As for other characters, they're there as fodder. There's some screen time afforded to house mother, Mrs Mac (Marian Waldman) and bitchy sister, Barb Coard (Margot Kidder). Both are given rather brutal deaths by the killer while John Saxon has a decent supporting role as Lt. Kenneth Fuller. 

What about the killer? For a guy who spent the movie tormenting and killing as many women as he could, very little was actually revealed about him. We just know by the end of the movie, he wasn't actually caught and his name was Billy (Nick Mancuso). Though not in the movie itself.
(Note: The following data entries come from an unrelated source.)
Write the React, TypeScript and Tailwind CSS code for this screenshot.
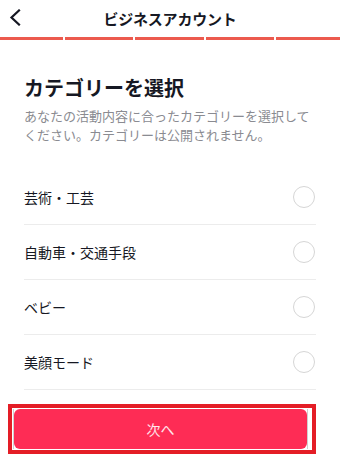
import React from "react";

const items = ["芸術・工芸", "自動車・交通手段", "ベビー", "美顔モード"];

export default function App() {
  return (
    <div
      className="w-[340px] h-[461px] bg-white overflow-hidden text-[#161823]"
      style={{ fontFamily: '"Noto Sans CJK JP", "Noto Sans", sans-serif' }}
    >
      {/* Header */}
      <div className="relative h-[36px] flex items-center justify-center">
        <svg
          className="absolute left-[8px] top-[9px]"
          width="14"
          height="17"
          viewBox="0 0 14 17"
          fill="none"
        >
          <path d="M11 1.5 L3.5 8.5 L11 15.5" stroke="#161823" strokeWidth="2.2" strokeLinecap="square" />
        </svg>
        <span className="text-[15px] font-bold leading-none tracking-[-0.2px]">ビジネスアカウント</span>
      </div>

      {/* Progress */}
      <div className="flex gap-[2px] h-[3px] mt-px">
        <div className="w-[63px] bg-[#ec5a4e]" />
        <div className="w-[68px] bg-[#ec5a4e]" />
        <div className="w-[69px] bg-[#ec5a4e]" />
        <div className="w-[68px] bg-[#ec5a4e]" />
        <div className="flex-1 bg-[#ec5a4e]" />
      </div>

      {/* Content */}
      <div className="px-6">
        <h1 className="mt-[34px] text-[20px] leading-[28px] font-bold text-[#161823]">カテゴリーを選択</h1>
        <p className="mt-[4px] text-[13px] leading-[19px] text-[#8a8b91]">
          あなたの活動内容に合ったカテゴリーを選択してください。カテゴリーは公開されません。
        </p>

        <div className="mt-[26px]">
          {items.map((t) => (
            <div key={t} className="h-[55px] flex items-center justify-between border-b border-[#ececec]">
              <span className="text-[14px] leading-none">{t}</span>
              <div className="w-[22px] h-[22px] rounded-full border border-[#d6d6d6] mr-px" />
            </div>
          ))}
        </div>
      </div>

      {/* Button with red annotation */}
      <div className="mt-[14px] ml-[8px] w-[308px] h-[50px] border-4 border-[#e41d26] bg-white pl-px pr-[4px] py-px flex">
        <div className="flex-1 border-x border-[#cfcfcf] flex">
          <button className="flex-1 rounded-[6px] bg-[#fe2c55] text-white/90 text-[14px] flex items-center justify-center">
            次へ
          </button>
        </div>
      </div>
    </div>
  );
}
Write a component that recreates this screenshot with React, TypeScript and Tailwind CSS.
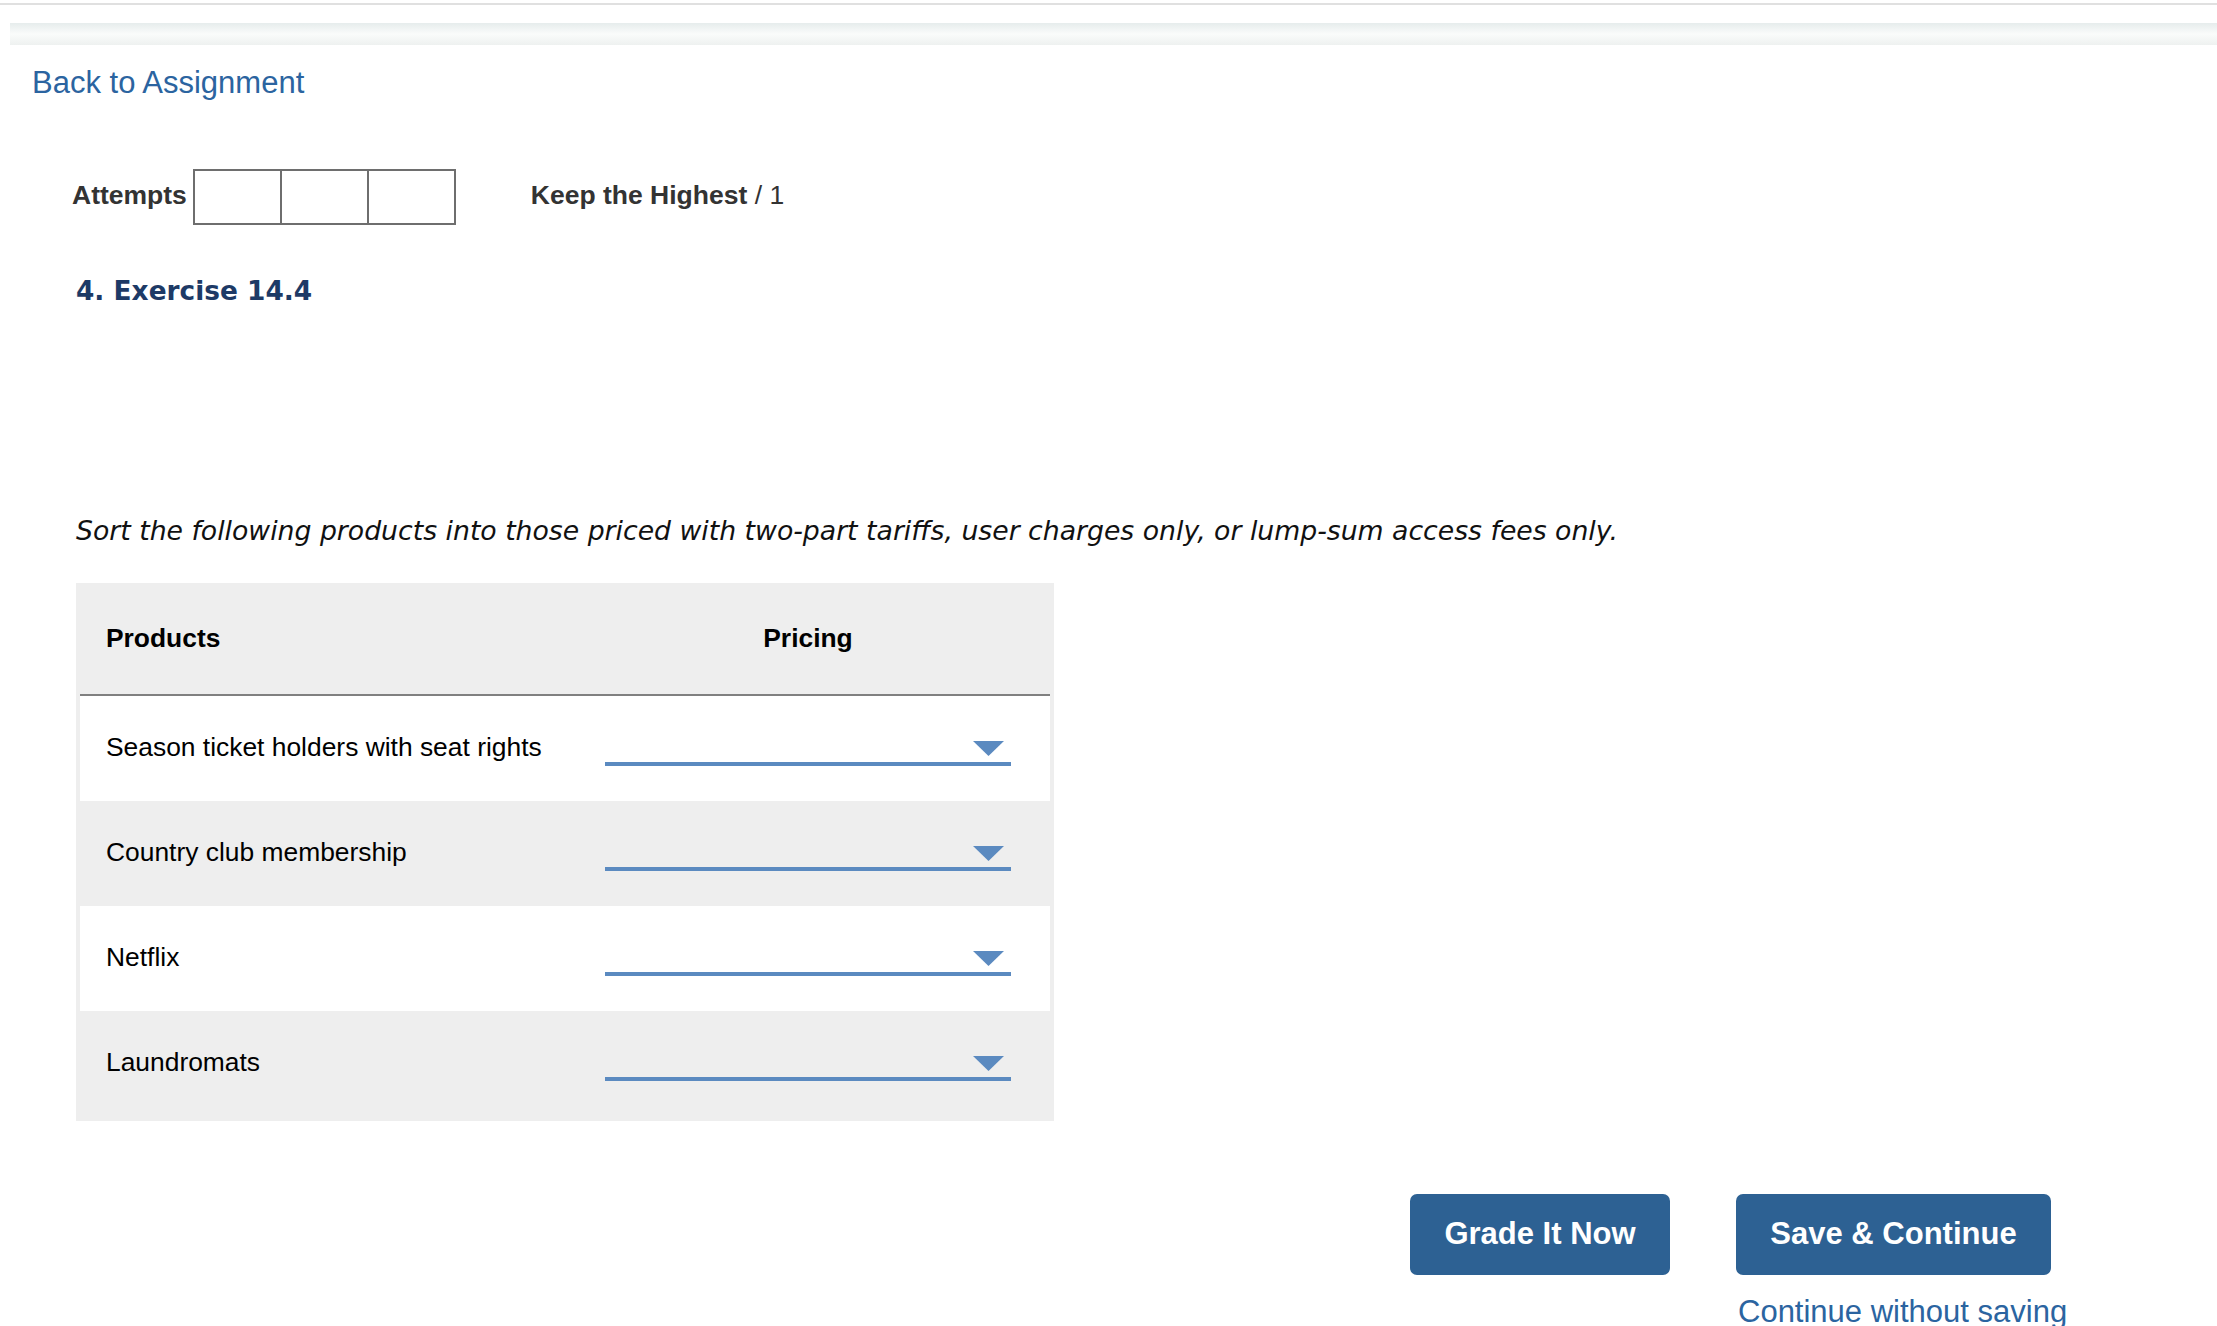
import { useState } from "react";

const products = [
  { name: "Season ticket holders with seat rights", bg: "bg-white" },
  { name: "Country club membership", bg: "bg-[#eeeeee]" },
  { name: "Netflix", bg: "bg-white" },
  { name: "Laundromats", bg: "bg-[#eeeeee]" },
];

const sans = "font-['Liberation_Sans',Arial,sans-serif]";
const verdana = "font-['DejaVu_Sans',Verdana,sans-serif]";

function Dropdown() {
  return (
    <div className="self-start h-[70px] w-[406px] border-b-4 border-[#5b8ac0] flex items-end justify-end pb-[6px] pr-[7px] cursor-pointer">
      <svg width="31" height="15" viewBox="0 0 31 15">
        <polygon points="0,0 31,0 15.5,15" fill="#5b8ac0" />
      </svg>
    </div>
  );
}

export default function App() {
  const [attempts] = useState([0, 1, 2]);

  return (
    <div className={`min-h-screen bg-white text-[#222] ${sans}`}>
      {/* top rule + band */}
      <div className="pt-[3px]">
        <div className="h-[2px] bg-[#e0e0e0]" />
      </div>
      <div className="ml-[10px] mt-[18px] h-[22px] bg-gradient-to-b from-[#e6ecec] via-[#fafcfb] to-[#eef1f0]" />

      <div className="pl-[32px] mt-[22px]">
        <a href="#" className="text-[31px] leading-none text-[#2b64a0]">
          Back to Assignment
        </a>
      </div>

      {/* attempts */}
      <div className="mt-[69px] pl-[72px] flex items-center h-[56px] text-[26.5px] leading-none text-[#333]">
        <span className="font-bold mr-[6px] pb-[4px]">Attempts</span>
        <div className="flex">
          {attempts.map((a) => (
            <div
              key={a}
              className={`w-[89px] h-[56px] border-2 border-[#6e6e6e] ${a > 0 ? "-ml-[2px]" : ""}`}
            />
          ))}
        </div>
        <span className="ml-[75px] pb-[4px]">
          <span className="font-bold">Keep the Highest</span> / 1
        </span>
      </div>

      <h2 className={`mt-[53px] pl-[76px] text-[26.4px] leading-none font-bold text-[#1d3a66] ${verdana}`}>
        4. Exercise 14.4
      </h2>

      <p className={`mt-[214px] pl-[76px] text-[26.7px] leading-none italic text-[#111] ${verdana}`}>
        Sort the following products into those priced with two-part tariffs, user charges only, or lump-sum access fees only.
      </p>

      {/* table */}
      <div className="mt-[38px] ml-[76px] w-[978px] bg-[#eeeeee] px-[4px] pb-[5px] text-[26.4px] leading-none text-black">
        <div className="flex items-center h-[111px] pl-[26px] font-bold">
          <div className="w-[499px]">Products</div>
          <div className="w-[406px] text-center">Pricing</div>
        </div>
        <div className="h-[2px] bg-[#808080]" />
        {products.map((p) => (
          <div key={p.name} className={`flex items-center h-[105px] pl-[26px] ${p.bg}`}>
            <div className="w-[499px] pb-[3px]">{p.name}</div>
            <Dropdown />
          </div>
        ))}
      </div>

      {/* actions */}
      <div className="mt-[73px] flex justify-end pr-[166px]">
        <div className="flex items-start gap-[66px]">
          <button className="w-[260px] h-[81px] rounded-[7px] bg-[#2d6193] text-white text-[31px] font-bold">
            Grade It Now
          </button>
          <div className="flex flex-col w-[315px]">
            <button className="w-[315px] h-[81px] rounded-[7px] bg-[#2d6193] text-white text-[31px] font-bold">
              Save &amp; Continue
            </button>
            <a href="#" className="mt-[21px] pl-[2px] whitespace-nowrap text-[31px] leading-none text-[#2b64a0]">
              Continue without saving
            </a>
          </div>
        </div>
      </div>
    </div>
  );
}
It's an interesting to keep the level of ambiguity for the character.

- The iller is credited as The Moaner and along with Nick Mancuso, both Bob Clark and Albert J. Dunk also played the character.
- The movie was inspired by a series of murders that happened in the Westmount area of Montreal in 1943.
- Standout music: Some eerie score music from Carl Zittrer as well as Christmas carols used during Billy's attack on Barb.
- Chronology: Christmas time in the 1970s.

Black Christmas certainly maintained an eerie atmosphere throughout. The ambiguity with the killer and his fixation on Jessica definitely upped the tension and while other characters weren't as fleshed out, this movie certainly has earned its cult status among horror fans.